Thanks, Aolalde. We utilize the two pumps in series to produce the desired head required to pump over the hill. We have been monitoring both motors and pumps and everything looks fine. The inlet to the first pump is submerged and has +/- 15 feet NPSH. The discharge of the first pump is about 75 PSIG and travels through +/- 8 feet of pipe to the suction side of the second pump. The discharge of the second (identical) pump is +/- 150PSIG. This equates to 346 feet of head which is adequate for the 310 feet of head in elevation change. I mis-wrote earlier that the elevation was 150 feet. It is about 310 feet, which accounts for the 150 PSIG discharge. We utilize series pumps in a couple of locations and have never run into this problem. Thats why I am scratching my head so much.

 

[waross]

What conditions will allow a motor to pump less fluid and maintain the same full load current when the amount pumped was as much as 30% less than full load

An increase in dynamic head.

Whats the piping system look like? Are ou filling it up or otherwise "packing" it?

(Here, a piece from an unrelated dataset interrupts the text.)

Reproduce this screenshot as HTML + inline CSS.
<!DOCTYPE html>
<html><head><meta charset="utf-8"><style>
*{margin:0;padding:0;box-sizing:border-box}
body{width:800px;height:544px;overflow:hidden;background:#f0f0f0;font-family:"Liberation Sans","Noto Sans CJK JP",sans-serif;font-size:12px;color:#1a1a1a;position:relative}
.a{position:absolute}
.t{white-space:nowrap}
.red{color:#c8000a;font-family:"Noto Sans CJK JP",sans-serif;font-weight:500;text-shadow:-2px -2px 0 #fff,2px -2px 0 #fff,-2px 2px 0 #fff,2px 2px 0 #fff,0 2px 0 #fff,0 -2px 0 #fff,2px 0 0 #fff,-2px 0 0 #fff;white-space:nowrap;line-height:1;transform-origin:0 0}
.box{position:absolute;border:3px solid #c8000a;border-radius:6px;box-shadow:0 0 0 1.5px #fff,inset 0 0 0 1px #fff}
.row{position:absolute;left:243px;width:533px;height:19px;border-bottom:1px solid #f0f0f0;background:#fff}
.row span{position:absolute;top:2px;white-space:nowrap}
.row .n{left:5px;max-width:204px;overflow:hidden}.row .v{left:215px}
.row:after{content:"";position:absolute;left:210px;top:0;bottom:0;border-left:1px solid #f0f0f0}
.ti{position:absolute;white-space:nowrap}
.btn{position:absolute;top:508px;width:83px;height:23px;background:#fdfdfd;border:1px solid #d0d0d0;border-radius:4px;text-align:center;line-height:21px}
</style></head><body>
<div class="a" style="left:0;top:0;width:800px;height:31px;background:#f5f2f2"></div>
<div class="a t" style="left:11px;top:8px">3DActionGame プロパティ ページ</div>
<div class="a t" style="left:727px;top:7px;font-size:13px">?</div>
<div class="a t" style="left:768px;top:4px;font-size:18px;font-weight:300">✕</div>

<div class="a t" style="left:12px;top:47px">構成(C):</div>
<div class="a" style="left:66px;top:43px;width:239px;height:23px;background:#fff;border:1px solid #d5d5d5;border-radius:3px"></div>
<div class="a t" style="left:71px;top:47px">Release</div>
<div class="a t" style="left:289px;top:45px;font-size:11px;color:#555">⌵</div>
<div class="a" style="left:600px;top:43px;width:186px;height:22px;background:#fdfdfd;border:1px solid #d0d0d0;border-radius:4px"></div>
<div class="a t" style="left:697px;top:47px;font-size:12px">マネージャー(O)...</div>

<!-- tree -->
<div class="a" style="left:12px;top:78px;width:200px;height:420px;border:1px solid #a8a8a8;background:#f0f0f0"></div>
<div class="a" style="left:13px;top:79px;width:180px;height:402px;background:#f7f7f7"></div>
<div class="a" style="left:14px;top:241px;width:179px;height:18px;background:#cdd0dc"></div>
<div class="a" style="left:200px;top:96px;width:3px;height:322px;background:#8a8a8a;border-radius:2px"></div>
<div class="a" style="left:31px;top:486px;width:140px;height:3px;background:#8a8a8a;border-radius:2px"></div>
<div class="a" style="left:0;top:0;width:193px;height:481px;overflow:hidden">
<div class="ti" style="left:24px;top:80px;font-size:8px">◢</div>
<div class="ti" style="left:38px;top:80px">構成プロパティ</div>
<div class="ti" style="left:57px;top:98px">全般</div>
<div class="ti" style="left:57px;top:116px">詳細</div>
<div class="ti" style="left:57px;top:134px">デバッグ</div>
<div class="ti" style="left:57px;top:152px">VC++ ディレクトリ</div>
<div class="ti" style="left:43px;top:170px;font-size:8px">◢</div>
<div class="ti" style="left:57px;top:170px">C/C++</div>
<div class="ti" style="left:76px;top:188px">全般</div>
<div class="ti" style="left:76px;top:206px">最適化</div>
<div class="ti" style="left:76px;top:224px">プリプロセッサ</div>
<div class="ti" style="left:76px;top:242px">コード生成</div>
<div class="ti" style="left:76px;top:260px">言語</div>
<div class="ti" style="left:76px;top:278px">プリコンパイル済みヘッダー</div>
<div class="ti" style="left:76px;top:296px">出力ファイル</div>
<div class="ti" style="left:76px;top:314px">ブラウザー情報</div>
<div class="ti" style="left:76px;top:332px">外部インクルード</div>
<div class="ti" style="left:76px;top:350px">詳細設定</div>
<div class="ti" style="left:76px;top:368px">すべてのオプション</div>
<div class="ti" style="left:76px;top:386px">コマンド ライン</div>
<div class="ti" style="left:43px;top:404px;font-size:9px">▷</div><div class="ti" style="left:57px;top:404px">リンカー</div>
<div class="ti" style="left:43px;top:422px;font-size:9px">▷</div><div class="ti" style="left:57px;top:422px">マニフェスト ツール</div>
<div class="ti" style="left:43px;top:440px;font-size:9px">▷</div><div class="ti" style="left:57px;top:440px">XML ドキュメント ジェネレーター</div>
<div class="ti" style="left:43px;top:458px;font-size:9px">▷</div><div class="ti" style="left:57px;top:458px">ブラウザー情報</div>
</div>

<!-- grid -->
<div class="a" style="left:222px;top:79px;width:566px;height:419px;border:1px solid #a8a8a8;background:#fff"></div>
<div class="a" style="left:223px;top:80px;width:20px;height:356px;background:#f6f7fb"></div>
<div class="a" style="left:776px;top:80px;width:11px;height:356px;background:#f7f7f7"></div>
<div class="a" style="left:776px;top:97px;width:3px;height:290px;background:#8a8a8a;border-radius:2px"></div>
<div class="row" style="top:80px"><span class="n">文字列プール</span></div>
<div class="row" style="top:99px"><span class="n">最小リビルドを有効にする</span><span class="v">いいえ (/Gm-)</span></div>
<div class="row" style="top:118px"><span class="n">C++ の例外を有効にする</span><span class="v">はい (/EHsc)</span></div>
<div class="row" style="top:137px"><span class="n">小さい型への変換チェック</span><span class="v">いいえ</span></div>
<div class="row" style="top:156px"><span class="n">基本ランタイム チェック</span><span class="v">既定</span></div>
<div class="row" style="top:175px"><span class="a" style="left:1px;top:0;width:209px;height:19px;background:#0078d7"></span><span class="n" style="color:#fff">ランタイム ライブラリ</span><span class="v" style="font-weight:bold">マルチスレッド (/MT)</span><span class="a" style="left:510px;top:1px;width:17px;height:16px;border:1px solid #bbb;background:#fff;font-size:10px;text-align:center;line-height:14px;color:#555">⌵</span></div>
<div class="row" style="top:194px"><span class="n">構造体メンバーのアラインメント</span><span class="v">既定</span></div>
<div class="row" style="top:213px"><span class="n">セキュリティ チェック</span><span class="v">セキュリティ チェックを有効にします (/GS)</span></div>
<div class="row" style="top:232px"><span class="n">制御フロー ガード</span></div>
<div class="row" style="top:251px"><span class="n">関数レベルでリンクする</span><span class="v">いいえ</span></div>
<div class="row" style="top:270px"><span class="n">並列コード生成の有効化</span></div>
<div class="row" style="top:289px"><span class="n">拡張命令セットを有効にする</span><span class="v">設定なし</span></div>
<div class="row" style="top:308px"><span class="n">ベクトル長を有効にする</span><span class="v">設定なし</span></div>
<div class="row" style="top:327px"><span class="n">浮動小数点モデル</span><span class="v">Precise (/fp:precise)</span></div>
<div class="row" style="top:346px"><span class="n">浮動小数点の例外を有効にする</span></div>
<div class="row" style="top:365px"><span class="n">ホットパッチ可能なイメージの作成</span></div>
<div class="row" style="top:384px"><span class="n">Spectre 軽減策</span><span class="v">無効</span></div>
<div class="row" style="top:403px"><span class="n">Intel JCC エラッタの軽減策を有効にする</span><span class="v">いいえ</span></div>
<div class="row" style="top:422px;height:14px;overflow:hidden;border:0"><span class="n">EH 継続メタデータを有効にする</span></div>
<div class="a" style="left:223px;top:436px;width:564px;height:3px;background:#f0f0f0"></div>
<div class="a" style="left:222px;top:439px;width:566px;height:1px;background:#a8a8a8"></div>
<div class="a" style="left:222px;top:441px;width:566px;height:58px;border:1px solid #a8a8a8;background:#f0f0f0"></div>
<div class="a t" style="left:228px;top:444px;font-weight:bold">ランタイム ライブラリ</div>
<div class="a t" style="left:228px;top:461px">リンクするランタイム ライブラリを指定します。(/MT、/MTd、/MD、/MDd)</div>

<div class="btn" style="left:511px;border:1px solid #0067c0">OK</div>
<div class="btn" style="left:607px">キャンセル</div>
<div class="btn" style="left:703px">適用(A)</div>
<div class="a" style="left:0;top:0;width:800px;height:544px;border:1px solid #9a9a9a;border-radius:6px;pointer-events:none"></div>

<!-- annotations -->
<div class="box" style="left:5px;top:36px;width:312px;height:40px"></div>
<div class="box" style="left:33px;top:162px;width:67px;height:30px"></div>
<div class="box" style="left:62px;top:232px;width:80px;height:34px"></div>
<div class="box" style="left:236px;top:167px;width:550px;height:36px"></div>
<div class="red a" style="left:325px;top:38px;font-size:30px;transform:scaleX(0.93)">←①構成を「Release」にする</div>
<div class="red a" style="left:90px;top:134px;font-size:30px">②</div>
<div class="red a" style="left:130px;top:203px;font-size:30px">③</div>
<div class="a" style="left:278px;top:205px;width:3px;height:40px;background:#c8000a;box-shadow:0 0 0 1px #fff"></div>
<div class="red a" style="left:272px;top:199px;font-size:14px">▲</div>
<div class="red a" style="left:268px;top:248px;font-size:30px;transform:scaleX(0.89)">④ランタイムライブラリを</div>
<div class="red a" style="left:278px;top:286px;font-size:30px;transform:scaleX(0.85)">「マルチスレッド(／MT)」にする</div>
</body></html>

If so the water may not have anywhere to go and the flow drops off.

Most likely there is a slight restriction in the line down to the sewer. As you are pumping the line is slowly backing up. When it finally fills up it increases the dynamic head. Put a pressure guage on the pump discharge this shopuld show an increase in dynamic head.
respectfully

 

[larryp001]

Thanks Waross - The discharge shows +/- 150PSIG. As the flow drops off there is a corresponding duplicate drop-off in the discharge pressure of both pumps.
Larry P.

 

[larryp001]

Also, the line to the top of the grade is always surcharged (filled) so there is no "backing up". The decrease in discharge pressures leads me to believe that we are pumping less. My question is why? We have eliminated air entrainment as a possible culprit. The piping layout exactly follows the pump manufacturers layout. They have no idea why things are operating the way they are. We are busy collecting data and thermal image scans to send to them for help.

 

[quark]

Power curve of mixed flow impeller pumps is not a straight line and there is possibility that you can have same power consumption at two different flowrates. The peak load is some where in the middle of the curve.

When you say full load at 2250 gpm, is it the maximum power with in the operation range or limiting power of the motor?

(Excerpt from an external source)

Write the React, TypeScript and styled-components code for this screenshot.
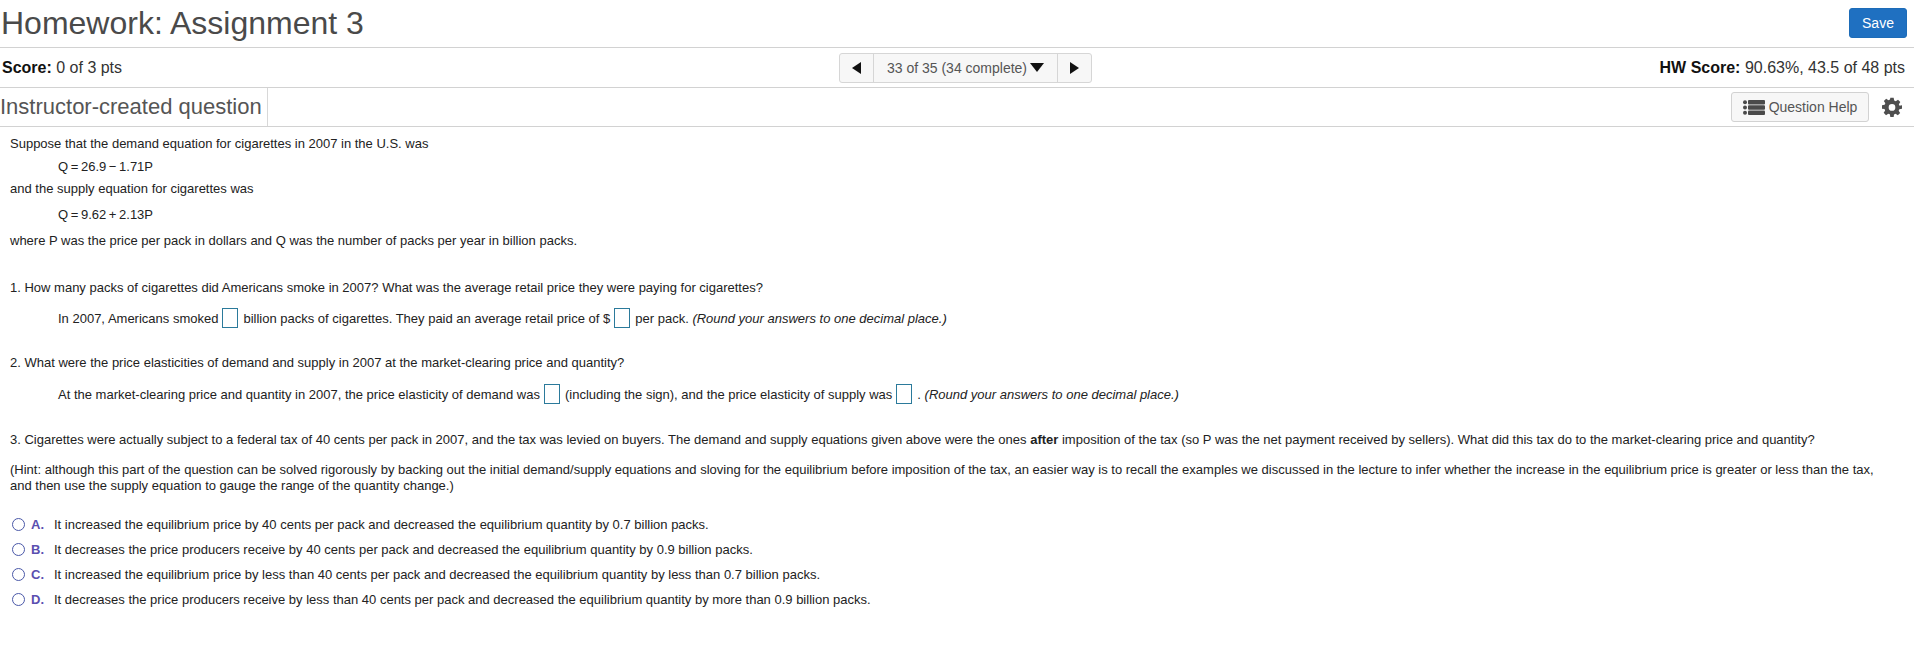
import React from "react";
import styled, {createGlobalStyle} from "styled-components";

const GlobalStyle = createGlobalStyle`
  html, body {
    margin: 0;
    padding: 0;
    background: #fff;
    font-family: "Liberation Sans", Arial, sans-serif;
  }
`

const Page = styled.div`
  width: 1914px;
  height: 647px;
  overflow: hidden;
`
const TitleBar = styled.div`
  height: 48px;
  box-sizing: border-box;
  display: flex;
  align-items: center;
  justify-content: space-between;
  padding: 0 7px 1px 1px;
  border-bottom: 1px solid #d2d2d2;
`
const Title = styled.h1`
  margin: 0;
  font-size: 32px;
  font-weight: 400;
  color: #4a4a4a;
`
const SaveButton = styled.button`
  width: 58px;
  height: 30px;
  padding: 0;
  border: 1px solid #1d6cb8;
  border-radius: 3px;
  background: #1f70c1;
  color: #fff;
  font: 14px "Liberation Sans", Arial, sans-serif;
`
const ScoreBar = styled.div`
  height: 39px;
  display: grid;
  grid-template-columns: 837px auto 1fr;
  align-items: center;
  padding: 0 9px 0 2px;
  border-bottom: 1px solid #d2d2d2;
  font-size: 16px;
  color: #333;
`
const ScoreText = styled.div<{$right?: boolean}>`
  text-align: ${p => (p.$right ? "right" : "left")};

  b {
    color: #111;
  }
`
const Pager = styled.div`
  display: flex;
  height: 30px;
  border: 1px solid #d6d6d6;
  border-radius: 3px;
  background: #f7f7f7;
  box-sizing: border-box;
`
const PagerArrow = styled.div`
  width: 33px;
  display: flex;
  align-items: center;
  justify-content: center;
`
const PagerLabel = styled.div`
  width: 183px;
  display: flex;
  align-items: center;
  justify-content: center;
  gap: 3px;
  border-left: 1px solid #d6d6d6;
  border-right: 1px solid #d6d6d6;
  font-size: 14px;
  color: #555;
`
const QuestionBar = styled.div`
  height: 38px;
  display: flex;
  align-items: stretch;
  justify-content: space-between;
  padding-right: 12px;
  border-bottom: 1px solid #d2d2d2;
`
const QuestionTitle = styled.div`
  display: flex;
  align-items: center;
  padding-right: 5px;
  border-right: 1px solid #d8d8d8;
  font-size: 22px;
  color: #555;
`
const QuestionTools = styled.div`
  display: flex;
  align-items: center;
  gap: 13px;
`
const HelpButton = styled.button`
  width: 138px;
  height: 30px;
  display: flex;
  align-items: center;
  justify-content: center;
  gap: 4px;
  padding: 0;
  border: 1px solid #d2d2d2;
  border-radius: 3px;
  background: #f7f7f7;
  color: #555;
  font: 14px "Liberation Sans", Arial, sans-serif;
`
const Body = styled.div`
  padding: 0 20px 0 10px;
  font-size: 13px;
  color: #222;
`
const Line = styled.div<{$top: number; $indent?: number}>`
  margin-top: ${p => p.$top}px;
  margin-left: ${p => p.$indent || 0}px;
  line-height: 15px;
  display: flex;
  align-items: center;
  white-space: pre;
`
const Equation = styled(Line)`
  word-spacing: -1px;
`
const Answer = styled.span`
  width: 16px;
  height: 20px;
  margin: 0 5px 0 4px;
  border: 1px solid #2b7a9b;
  box-sizing: border-box;
  display: inline-block;
`
const Hint = styled.div`
  margin-top: 15px;
  line-height: 16px;
`
const Choices = styled.div`
  margin-top: 23px;
  display: flex;
  flex-direction: column;
  gap: 10px;
`
const Choice = styled.div`
  display: flex;
  align-items: center;
  line-height: 15px;
  margin-left: 2px;
`
const Radio = styled.span`
  width: 13px;
  height: 13px;
  border: 1px solid #4a58a8;
  border-radius: 50%;
  box-sizing: border-box;
  margin-right: 6px;
  flex: none;
`
const ChoiceLetter = styled.b`
  width: 23px;
  color: #5a4fb0;
  font-size: 13px;
`

const choices = [
    ["A.", "It increased the equilibrium price by 40 cents per pack and decreased the equilibrium quantity by 0.7 billion packs."],
    ["B.", "It decreases the price producers receive by 40 cents per pack and decreased the equilibrium quantity by 0.9 billion packs."],
    ["C.", "It increased the equilibrium price by less than 40 cents per pack and decreased the equilibrium quantity by less than 0.7 billion packs."],
    ["D.", "It decreases the price producers receive by less than 40 cents per pack and decreased the equilibrium quantity by more than 0.9 billion packs."],
]

const Triangle: React.FC<{dir: "left" | "right" | "down"}> = ({dir}) => {
    const points = {left: "9,0 9,12 0,6", right: "0,0 0,12 9,6", down: "0,0 14,0 7,9"}[dir]
    const [w, h] = dir === "down" ? [14, 9] : [9, 12]
    return <svg width={w} height={h} viewBox={`0 0 ${w} ${h}`}><polygon points={points} fill="#111"/></svg>
}

const ListIcon = () => (
    <svg width="22" height="15" viewBox="0 0 22 15" fill="#4a4a4a">
        <circle cx="2" cy="2.2" r="2"/>
        <circle cx="2" cy="7.5" r="2"/>
        <circle cx="2" cy="12.8" r="2"/>
        <rect x="5" y="0" width="17" height="4.4" rx="1"/>
        <rect x="5" y="5.3" width="17" height="4.4" rx="1"/>
        <rect x="5" y="10.6" width="17" height="4.4" rx="1"/>
    </svg>
)

const GearIcon = () => (
    <svg width="20" height="20" viewBox="0 0 24 24" fill="#4f4f4f">
        <path fillRule="evenodd" d="M10 1h4l.6 3.2 1.9.8 2.7-1.8 2.8 2.8-1.8 2.7.8 1.9L24 10v4l-3.2.6-.8 1.9 1.8 2.7-2.8 2.8-2.7-1.8-1.9.8L14 24h-4l-.6-3.2-1.9-.8-2.7 1.8L2 19l1.8-2.7-.8-1.9L0 14v-4l3.2-.6.8-1.9L2.2 4.8 5 2l2.7 1.8 1.9-.8L10 1zm2 7.5a4 4 0 1 0 0 8 4 4 0 0 0 0-8z"/>
    </svg>
)

export default function App() {
    return (
        <Page>
            <GlobalStyle/>
            <TitleBar>
                <Title>Homework: Assignment 3</Title>
                <SaveButton>Save</SaveButton>
            </TitleBar>
            <ScoreBar>
                <ScoreText><b>Score:</b> 0 of 3 pts</ScoreText>
                <Pager>
                    <PagerArrow><Triangle dir="left"/></PagerArrow>
                    <PagerLabel>33 of 35 (34 complete) <Triangle dir="down"/></PagerLabel>
                    <PagerArrow><Triangle dir="right"/></PagerArrow>
                </Pager>
                <ScoreText $right><b>HW Score:</b> 90.63%, 43.5 of 48 pts</ScoreText>
            </ScoreBar>
            <QuestionBar>
                <QuestionTitle>Instructor-created question</QuestionTitle>
                <QuestionTools>
                    <HelpButton><ListIcon/> Question Help</HelpButton>
                    <GearIcon/>
                </QuestionTools>
            </QuestionBar>
            <Body>
                <Line $top={9}>Suppose that the demand equation for cigarettes in 2007 in the U.S. was</Line>
                <Equation $top={8} $indent={48}>Q = 26.9 − 1.71P</Equation>
                <Line $top={7}>and the supply equation for cigarettes was</Line>
                <Equation $top={11} $indent={48}>Q = 9.62 + 2.13P</Equation>
                <Line $top={11}>where P was the price per pack in dollars and Q was the number of packs per year in billion packs.</Line>
                <Line $top={32}>1. How many packs of cigarettes did Americans smoke in 2007? What was the average retail price they were paying for cigarettes?</Line>
                <Line $top={13} $indent={48}>In 2007, Americans smoked<Answer/>billion packs of cigarettes. They paid an average retail price of $<Answer/>per pack. <i>(Round your answers to one decimal place.)</i></Line>
                <Line $top={27}>2. What were the price elasticities of demand and supply in 2007 at the market-clearing price and quantity?</Line>
                <Line $top={14} $indent={48}>At the market-clearing price and quantity in 2007, the price elasticity of demand was<Answer/>(including the sign), and the price elasticity of supply was<Answer/>. <i>(Round your answers to one decimal place.)</i></Line>
                <Line $top={28}><span>3. Cigarettes were actually subject to a federal tax of 40 cents per pack in 2007, and the tax was levied on buyers. The demand and supply equations given above were the ones <b>after</b> imposition of the tax (so P was the net payment received by sellers). What did this tax do to the market-clearing price and quantity?</span></Line>
                <Hint>(Hint: although this part of the question can be solved rigorously by backing out the initial demand/supply equations and sloving for the equilibrium before imposition of the tax, an easier way is to recall the examples we discussed in the lecture to infer whether the increase in the equilibrium price is greater or less than the tax, and then use the supply equation to gauge the range of the quantity change.)</Hint>
                <Choices>
                    {choices.map(([letter, text]) => (
                        <Choice key={letter}>
                            <Radio/>
                            <ChoiceLetter>{letter}</ChoiceLetter>
                            {text}
                        </Choice>
                    ))}
                </Choices>
            </Body>
        </Page>
    )
}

What happens to the level in the well after every 40 minutes?

What is the suction pressure of second stage pump when the flow is 2250 gpm and also when it is 1500 gpm?

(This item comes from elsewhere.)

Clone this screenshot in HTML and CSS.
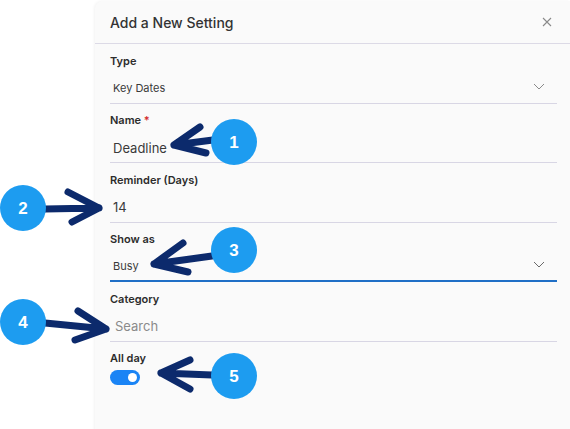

What are the discharge pressures of first stage pump for the two flow conditions?

 

[itsmoked]

I predict based on your topography and the puzzling results that everyones suggestions are essentially occurring.

The downhill side of the line is longer than the uphill side.
With the pumps off the uphill side tries to drain back.
The check valve stops this.
The uphill side remains filled and you see the pressure sit basically static, pumps on or off, probably about 20PSI less than pumps on.
Meanwhile the slack side actually drains down the long distance to the main.
When the pumps start the water starts to tip over the top of the hill and then runs downhill rapidly in a partially empty pipe.
This leaves the pumps essentially pumping to the top of the hill and out of an open pipe. You get full flow and expected HP requirements.
Meanwhile the downhill pipe fills from the bottom of the grade at the main back towards the hilltop. This takes 40 minutes. The downhill side never fully fills entirely leaving a large air space that cannot pass water. This leaves your downhill pipe essentially restricted at some fraction of its theoretical diameter. This does not occur immediately but takes the forty minutes.

Mess with syphons and clear hoses and you will soon see this phenomenon. I have seen it several times! You will reach a steady-state static situation where the system just sits there acting like a pipe 1/2 or 1/3 the pipes diameter depending on the entrained air bubble.

This is not a packing but a dynamic choking state.

You could prove this by venting the line somewhere like 10 to 40 feet down the hill from the summit on the downhill side after the 40 minutes.

Keith Cress
Flamin Systems, Inc.-

http://www.flaminsystems.com

 

[waross]

Hi Keith
That was what I thought but you said it much better. The problem is that that would result in an increase in discharge pressure and larryp001 is reporting a drop in discharge pressure when the flow drops.
larryp001;
Does the suction pipe enter the pump in a straight line or is there a 90deg. bend at the pump? If the pipe runs straight in I'm wondering if you may be getting an internal vortex after awhile. With two pumps, the second pump may be pulling water past the vortex, but with unexpected operating conditions.
Re the temperature measurements; Can you get an instrument that will read very small differential temperatures? With the amount of water flowing and removing heat, differential measurements may be needed to locate internal heat generation.
respectfully.

 

[larryp001]

It is great to get such good input from all of you. The downhill side of the force main gravity feeds to a sewage lift station where the water is collected in a wetwell and then pumped to its final destination, a wastewater treatment plant. The flows into the station are roughly constant on a day to day, or weekly basis but the hourly flows fluctuate with time of day. (morning showers, lunches, dinners evening showerws, etc.) The station operates in a fill and draw mode rather than trying to maintain a specific level in the wetwell. We keep the low level shut down setpoint high enough to avoid the creation of vortices that could be pulled into the suction line. When inspecting the manhole at the top of the forcemain, it appears that water level never raises. It just flows in the channel without surcharging the manhole. Most importantly, as we close the discharge valve from the pump while it is operation we see the expected decrease in current (not moving water, not doing work, lower current). Applying that observation to your suggestion, I would think that we should see a decrease in current as the water was prevented from flowing. We keep seeing approximately the same current, but our flowmeter shows a gradual reduction in flow of up to 30% without a reduction in current. That is what is really puzzling me.

 

[rbulsara]

Is it possible that the density of fluid changes after initial flow? More sludge gets sucked and moved so more friction, work remain the same but less flow? Or on other words higher head and lower flow. HP=head x flow rate.

 

[rbulsara]

Is there a way of monitoring the head in addition to flow?